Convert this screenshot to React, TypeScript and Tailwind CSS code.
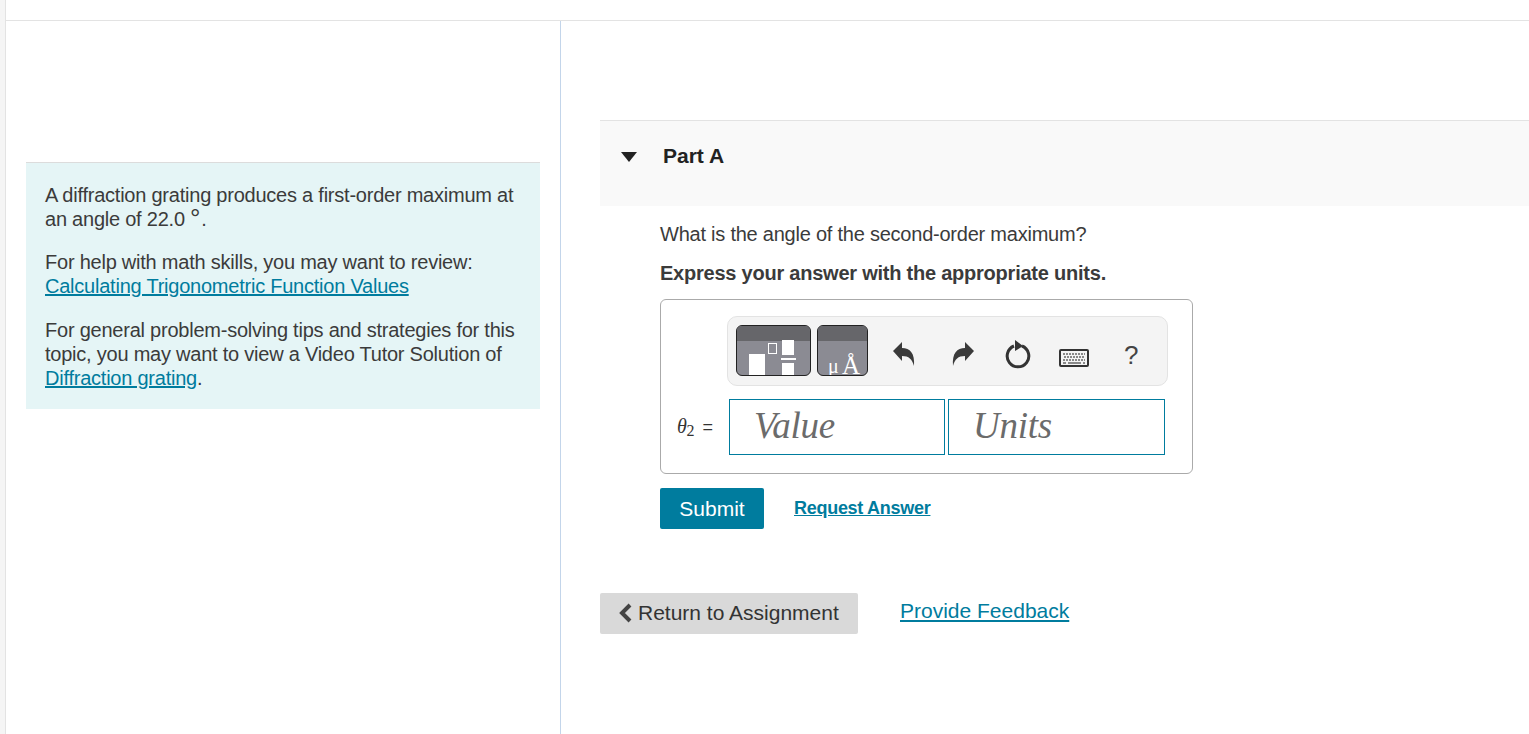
import React from "react"

const sans = { fontFamily: '"Liberation Sans", Arial, sans-serif' }
const serif = { fontFamily: '"Liberation Serif", serif' }

function Toolbar() {
  return (
    <div className="flex h-[70px] w-[441px] items-start rounded-[10px] border border-[#e3e3e3] bg-[#f4f4f4] pl-[8px] pt-[8px]">
      <div className="relative h-[51px] w-[75px] overflow-hidden rounded-[6px] border border-[#222] bg-[#8b8b93]">
        <div className="h-[15px] bg-[#66666a]" />
        <div className="absolute bottom-0 left-[12px] h-[21px] w-[16px] bg-white" />
        <div className="absolute left-[31px] top-[17px] h-[11px] w-[9px] border border-white" />
        <div className="absolute left-[45px] top-[14px] h-[15px] w-[12px] bg-white" />
        <div className="absolute left-[44px] top-[32px] h-[2px] w-[15px] bg-white" />
        <div className="absolute bottom-0 left-[45px] h-[12px] w-[12px] bg-white" />
      </div>
      <div className="relative ml-[6px] h-[51px] w-[51px] overflow-hidden rounded-[6px] border border-[#222] bg-[#8b8b93]">
        <div className="h-[15px] bg-[#66666a]" />
        <span className="absolute bottom-[-1px] left-[10px] text-[20px] leading-[20px] text-white" style={serif}>μ</span>
        <span className="absolute bottom-[-3px] left-[24px] text-[25px] leading-[25px] text-white" style={serif}>Å</span>
      </div>
      <svg className="ml-[25px] mt-[17px]" width="22" height="25" viewBox="0 0 22 25">
        <path d="M0 9 L9 0 V6 C17 6 22 11 21 24 C19 17 16 14 9 14 V19 Z" fill="#3a3a3a" />
      </svg>
      <svg className="ml-[37px] mt-[17px]" width="22" height="25" viewBox="0 0 22 25">
        <path d="M22 9 L13 0 V6 C5 6 0 11 1 24 C3 17 6 14 13 14 V19 Z" fill="#3a3a3a" />
      </svg>
      <svg className="ml-[31px] mt-[15px]" width="26" height="29" viewBox="0 0 26 29">
        <path d="M9 6 A10.8 10.8 0 1 0 17 6" fill="none" stroke="#333" strokeWidth="3" />
        <path d="M10 0 L18 6 L10 11 Z" fill="#333" />
      </svg>
      <svg className="ml-[28px] mt-[24px]" width="30" height="18" viewBox="0 0 30 18">
        <rect x="1" y="1" width="28" height="16" rx="1" fill="#f4f4f4" stroke="#333" strokeWidth="2" />
        <path d="M4 5 H26 M5 8 H25 M4 11 H26" stroke="#666" strokeWidth="1.5" strokeDasharray="2 1" />
        <path d="M4 14 H7 M9 14 H22 M24 14 H26" stroke="#666" strokeWidth="1.5" />
      </svg>
      <span className="ml-[35px] mt-[16px] text-[26px] leading-[28px] text-[#444]">?</span>
    </div>
  )
}

function AnswerBox() {
  return (
    <div className="mt-[14px] h-[175px] w-[533px] rounded-[6px] border border-[#aaa] pl-[16px] pt-[16px]">
      <div className="ml-[50px]">
        <Toolbar />
      </div>
      <div className="mt-[13px] flex items-center">
        <span className="flex w-[52px] items-baseline text-[20px] leading-[24px] text-[#333]" style={serif}>
          <i>θ</i>
          <span className="relative top-[3px] text-[16px]">2</span>
          <span className="ml-[8px] text-[18px]" style={sans}>=</span>
        </span>
        <div className="flex h-[56px] w-[216px] items-center border border-[#007c9e] pb-[2px] pl-[24px] text-[37px] italic text-[#6b6b6b]" style={serif}>Value</div>
        <div className="ml-[3px] flex h-[56px] w-[217px] items-center border border-[#007c9e] pb-[2px] pl-[24px] text-[37px] italic text-[#6b6b6b]" style={serif}>Units</div>
      </div>
    </div>
  )
}

export default function App() {
  return (
    <div className="flex h-[734px] w-[1529px] overflow-hidden bg-white text-[20px] leading-[24px] tracking-[-0.23px] text-[#3b3b3b]" style={sans}>
      <div className="w-[6px] border-r border-[#e3e3e3] bg-[#f5f5f5]" />
      <div className="flex flex-1 flex-col">
        <div className="h-[21px] border-b border-[#e3e3e3]" />
        <div className="flex flex-1">
          <aside className="w-[555px] border-r border-[#c3d5ea] pl-[20px] pt-[141px]">
            <div className="h-[247px] w-[514px] border-t border-[#dcdcdc] bg-[#e5f5f6] px-[19px] pt-[20px]">
              <p>
                A diffraction grating produces a first-order maximum at an angle of 22.0{" "}
                <span className="relative top-[1px] mr-[1px] text-[26px] leading-[0] font-light">°</span>.
              </p>
              <p className="mt-[19px]">
                For help with math skills, you may want to review:
                <br />
                <a className="text-[#007c9e] underline">Calculating Trigonometric Function Values</a>
              </p>
              <p className="mt-[20px]">
                For general problem-solving tips and strategies for this topic, you may want to view a Video Tutor Solution of{" "}
                <a className="text-[#007c9e] underline">Diffraction grating</a>.
              </p>
            </div>
          </aside>
          <main className="flex-1 pl-[39px] pt-[99px]">
            <div className="flex h-[86px] items-start border-t border-[#e3e3e3] bg-[#f9f9f9] pl-[20px] pt-[23px]">
              <svg className="mt-[8px]" width="18" height="10" viewBox="0 0 18 10">
                <path d="M1 0 H17 L9 10 Z" fill="#222" />
              </svg>
              <h2 className="ml-[25px] text-[21px] font-bold tracking-normal text-[#222]">Part A</h2>
            </div>
            <div className="pl-[60px]">
              <p className="mt-[16px]">What is the angle of the second-order maximum?</p>
              <p className="mt-[15px] font-bold">Express your answer with the appropriate units.</p>
              <AnswerBox />
              <div className="mt-[14px] flex items-center">
                <button className="h-[41px] w-[104px] rounded-[2px] bg-[#007c9e] text-[21px] tracking-normal text-white">Submit</button>
                <a className="mb-[2px] ml-[30px] text-[18px] font-bold tracking-[-0.28px] text-[#007c9e] underline">Request Answer</a>
              </div>
            </div>
            <div className="mt-[64px] flex items-start">
              <button className="flex h-[41px] w-[258px] items-center rounded-[2px] bg-[#d9d9d9] pb-[2px] pl-[18px] text-[21px] tracking-normal text-[#333]">
                <svg width="15" height="20" viewBox="0 0 15 20">
                  <path d="M12 2 L4 10 L12 18" fill="none" stroke="#444" strokeWidth="4" />
                </svg>
                <span className="ml-[5px]">Return to Assignment</span>
              </button>
              <a className="ml-[42px] mt-[6px] text-[21px] tracking-normal text-[#007c9e] underline">Provide Feedback</a>
            </div>
          </main>
        </div>
      </div>
    </div>
  )
}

- - -

Task statement: Quote the data above in full, leaving out the pictures it holds.

Full response:
Convert this screenshot to React, TypeScript and Tailwind CSS code.
import React from "react"

const sans = { fontFamily: '"Liberation Sans", Arial, sans-serif' }
const serif = { fontFamily: '"Liberation Serif", serif' }

function Toolbar() {
  return (
    <div className="flex h-[70px] w-[441px] items-start rounded-[10px] border border-[#e3e3e3] bg-[#f4f4f4] pl-[8px] pt-[8px]">
      <div className="relative h-[51px] w-[75px] overflow-hidden rounded-[6px] border border-[#222] bg-[#8b8b93]">
        <div className="h-[15px] bg-[#66666a]" />
        <div className="absolute bottom-0 left-[12px] h-[21px] w-[16px] bg-white" />
        <div className="absolute left-[31px] top-[17px] h-[11px] w-[9px] border border-white" />
        <div className="absolute left-[45px] top-[14px] h-[15px] w-[12px] bg-white" />
        <div className="absolute left-[44px] top-[32px] h-[2px] w-[15px] bg-white" />
        <div className="absolute bottom-0 left-[45px] h-[12px] w-[12px] bg-white" />
      </div>
      <div className="relative ml-[6px] h-[51px] w-[51px] overflow-hidden rounded-[6px] border border-[#222] bg-[#8b8b93]">
        <div className="h-[15px] bg-[#66666a]" />
        <span className="absolute bottom-[-1px] left-[10px] text-[20px] leading-[20px] text-white" style={serif}>μ</span>
        <span className="absolute bottom-[-3px] left-[24px] text-[25px] leading-[25px] text-white" style={serif}>Å</span>
      </div>
      <svg className="ml-[25px] mt-[17px]" width="22" height="25" viewBox="0 0 22 25">
        <path d="M0 9 L9 0 V6 C17 6 22 11 21 24 C19 17 16 14 9 14 V19 Z" fill="#3a3a3a" />
      </svg>
      <svg className="ml-[37px] mt-[17px]" width="22" height="25" viewBox="0 0 22 25">
        <path d="M22 9 L13 0 V6 C5 6 0 11 1 24 C3 17 6 14 13 14 V19 Z" fill="#3a3a3a" />
      </svg>
      <svg className="ml-[31px] mt-[15px]" width="26" height="29" viewBox="0 0 26 29">
        <path d="M9 6 A10.8 10.8 0 1 0 17 6" fill="none" stroke="#333" strokeWidth="3" />
        <path d="M10 0 L18 6 L10 11 Z" fill="#333" />
      </svg>
      <svg className="ml-[28px] mt-[24px]" width="30" height="18" viewBox="0 0 30 18">
        <rect x="1" y="1" width="28" height="16" rx="1" fill="#f4f4f4" stroke="#333" strokeWidth="2" />
        <path d="M4 5 H26 M5 8 H25 M4 11 H26" stroke="#666" strokeWidth="1.5" strokeDasharray="2 1" />
        <path d="M4 14 H7 M9 14 H22 M24 14 H26" stroke="#666" strokeWidth="1.5" />
      </svg>
      <span className="ml-[35px] mt-[16px] text-[26px] leading-[28px] text-[#444]">?</span>
    </div>
  )
}

function AnswerBox() {
  return (
    <div className="mt-[14px] h-[175px] w-[533px] rounded-[6px] border border-[#aaa] pl-[16px] pt-[16px]">
      <div className="ml-[50px]">
        <Toolbar />
      </div>
      <div className="mt-[13px] flex items-center">
        <span className="flex w-[52px] items-baseline text-[20px] leading-[24px] text-[#333]" style={serif}>
          <i>θ</i>
          <span className="relative top-[3px] text-[16px]">2</span>
          <span className="ml-[8px] text-[18px]" style={sans}>=</span>
        </span>
        <div className="flex h-[56px] w-[216px] items-center border border-[#007c9e] pb-[2px] pl-[24px] text-[37px] italic text-[#6b6b6b]" style={serif}>Value</div>
        <div className="ml-[3px] flex h-[56px] w-[217px] items-center border border-[#007c9e] pb-[2px] pl-[24px] text-[37px] italic text-[#6b6b6b]" style={serif}>Units</div>
      </div>
    </div>
  )
}

export default function App() {
  return (
    <div className="flex h-[734px] w-[1529px] overflow-hidden bg-white text-[20px] leading-[24px] tracking-[-0.23px] text-[#3b3b3b]" style={sans}>
      <div className="w-[6px] border-r border-[#e3e3e3] bg-[#f5f5f5]" />
      <div className="flex flex-1 flex-col">
        <div className="h-[21px] border-b border-[#e3e3e3]" />
        <div className="flex flex-1">
          <aside className="w-[555px] border-r border-[#c3d5ea] pl-[20px] pt-[141px]">
            <div className="h-[247px] w-[514px] border-t border-[#dcdcdc] bg-[#e5f5f6] px-[19px] pt-[20px]">
              <p>
                A diffraction grating produces a first-order maximum at an angle of 22.0{" "}
                <span className="relative top-[1px] mr-[1px] text-[26px] leading-[0] font-light">°</span>.
              </p>
              <p className="mt-[19px]">
                For help with math skills, you may want to review:
                <br />
                <a className="text-[#007c9e] underline">Calculating Trigonometric Function Values</a>
              </p>
              <p className="mt-[20px]">
                For general problem-solving tips and strategies for this topic, you may want to view a Video Tutor Solution of{" "}
                <a className="text-[#007c9e] underline">Diffraction grating</a>.
              </p>
            </div>
          </aside>
          <main className="flex-1 pl-[39px] pt-[99px]">
            <div className="flex h-[86px] items-start border-t border-[#e3e3e3] bg-[#f9f9f9] pl-[20px] pt-[23px]">
              <svg className="mt-[8px]" width="18" height="10" viewBox="0 0 18 10">
                <path d="M1 0 H17 L9 10 Z" fill="#222" />
              </svg>
              <h2 className="ml-[25px] text-[21px] font-bold tracking-normal text-[#222]">Part A</h2>
            </div>
            <div className="pl-[60px]">
              <p className="mt-[16px]">What is the angle of the second-order maximum?</p>
              <p className="mt-[15px] font-bold">Express your answer with the appropriate units.</p>
              <AnswerBox />
              <div className="mt-[14px] flex items-center">
                <button className="h-[41px] w-[104px] rounded-[2px] bg-[#007c9e] text-[21px] tracking-normal text-white">Submit</button>
                <a className="mb-[2px] ml-[30px] text-[18px] font-bold tracking-[-0.28px] text-[#007c9e] underline">Request Answer</a>
              </div>
            </div>
            <div className="mt-[64px] flex items-start">
              <button className="flex h-[41px] w-[258px] items-center rounded-[2px] bg-[#d9d9d9] pb-[2px] pl-[18px] text-[21px] tracking-normal text-[#333]">
                <svg width="15" height="20" viewBox="0 0 15 20">
                  <path d="M12 2 L4 10 L12 18" fill="none" stroke="#444" strokeWidth="4" />
                </svg>
                <span className="ml-[5px]">Return to Assignment</span>
              </button>
              <a className="ml-[42px] mt-[6px] text-[21px] tracking-normal text-[#007c9e] underline">Provide Feedback</a>
            </div>
          </main>
        </div>
      </div>
    </div>
  )
}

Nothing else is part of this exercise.